Rémi Boinot
Damien Sausset
Au creux d’une nuit, je parcourais Patrick Chamoiseau. « Une poétique qui soutient l’étendue autant qu’elle baille en profondeur. Une poétique qui permet une vigilance de tout instant dans les sillons de l’incertain, les fastes de l’intuition, la solitude devenue solidaire. » Et en retour, il m’interrogeait sur ces paroles qu’il faudrait inventer pour attester d’une exposition que je n’avais pas vue. Certes, il y avait bien eu ces nouvelles lointaines, ces extraits de vidéo et quelques instantanés de mers du sud. Et puis, bien après, ces longues conversations en regard d’un fleuve – La Loire. Il y était question de cultures fragmentées, d’individus emportés par un courant nommé globalisation, d’identités fracassées. Il y avait de l’inextricable dans ses paroles, une clarté souveraine aussi; sans doute celle d’un homme qui après une longue absence arrive enfin sur des rivages tant attendus : ceux de la connaissance. Rémi Boinot m’est toujours apparu comme un conteur, un homme feuilletant avec délectation l’invisible caché dans les plis du réel, plaçant ici quelques anecdotes sur les tours et détours de l’imaginaire ; puis, une fois constaté l’impuissance des mots, revenant en arrière pour puiser dans l’épaisseur de la matière le sujet à quelques œuvres ou détournements. Et toujours l’indéfinition comme étant plus porteuse de sens que toutes les sentences définitives.
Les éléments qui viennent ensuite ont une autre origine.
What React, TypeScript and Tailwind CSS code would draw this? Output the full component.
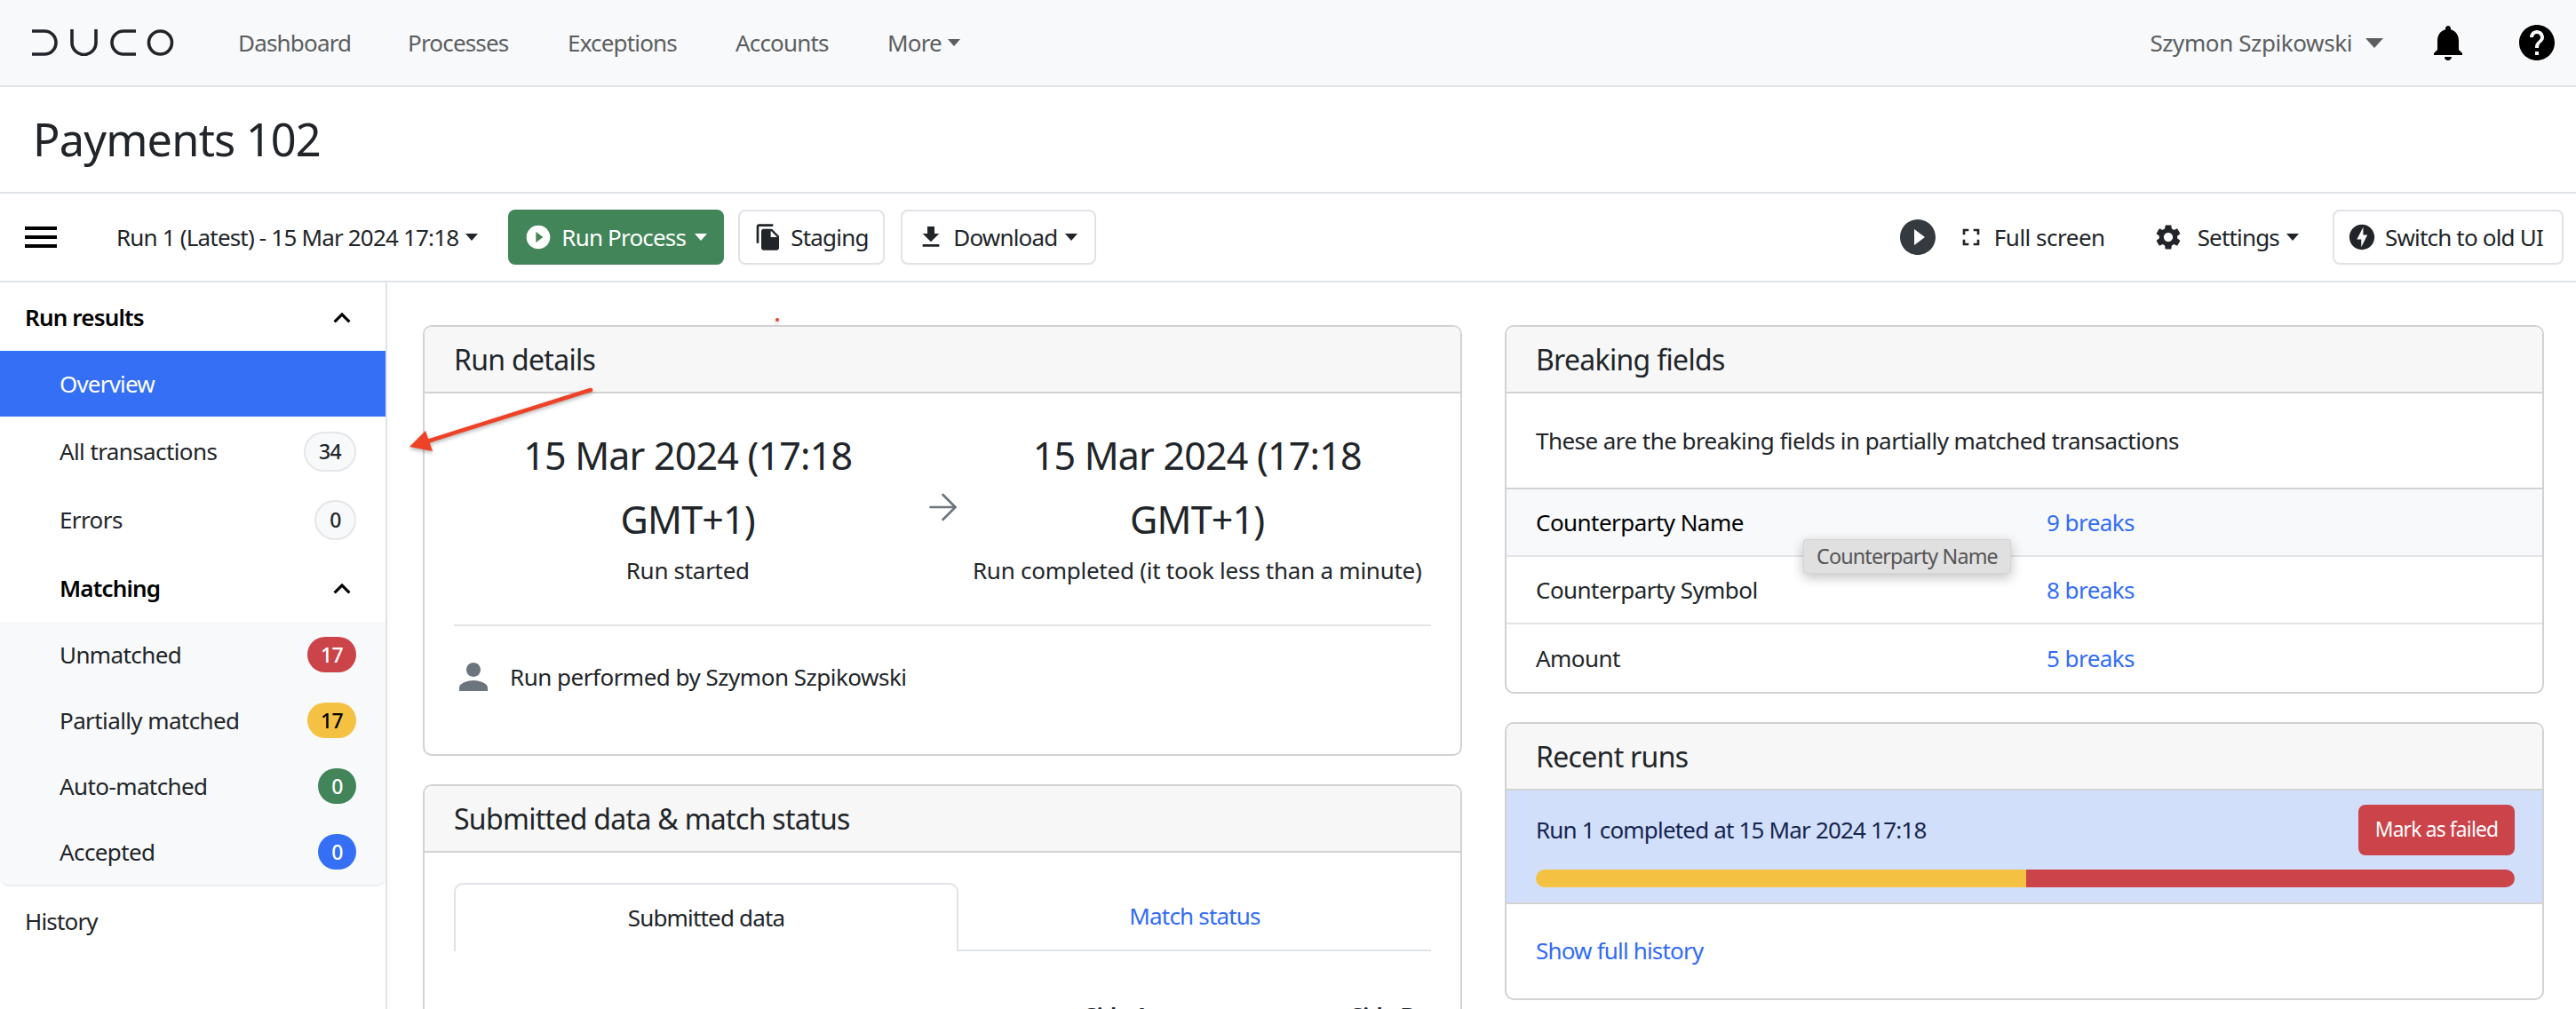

Les quelques documents reçus attestaient de cela, de cette incertitude du sens, d’une fluidité du regard et de la pensée et de l’imprévisibilité manifeste dans les objets. On y voyait une chambre à air, quelques drapeaux, des photographies, des empreintes fragiles sur de longs papiers, des couleurs acides sur certains murs, et des mots, des mots comme pour mieux conjurer notre impossibilité à penser le « Tout-monde » comme disait Edouard Glissant.
« Dans le Tout-monde on ne se réalise que « dans » et « par » la Relation. » disait Patrick Chamoiseau. Rémi Boinot pourrait ajouter combien cette réalisation du Tout-monde se doit avant tout de surmonter l’absence, l’absence de l’autre comme miroir de nous-même. C’est sans doute cela qu’il convenait de percevoir dans son exposition à Blois.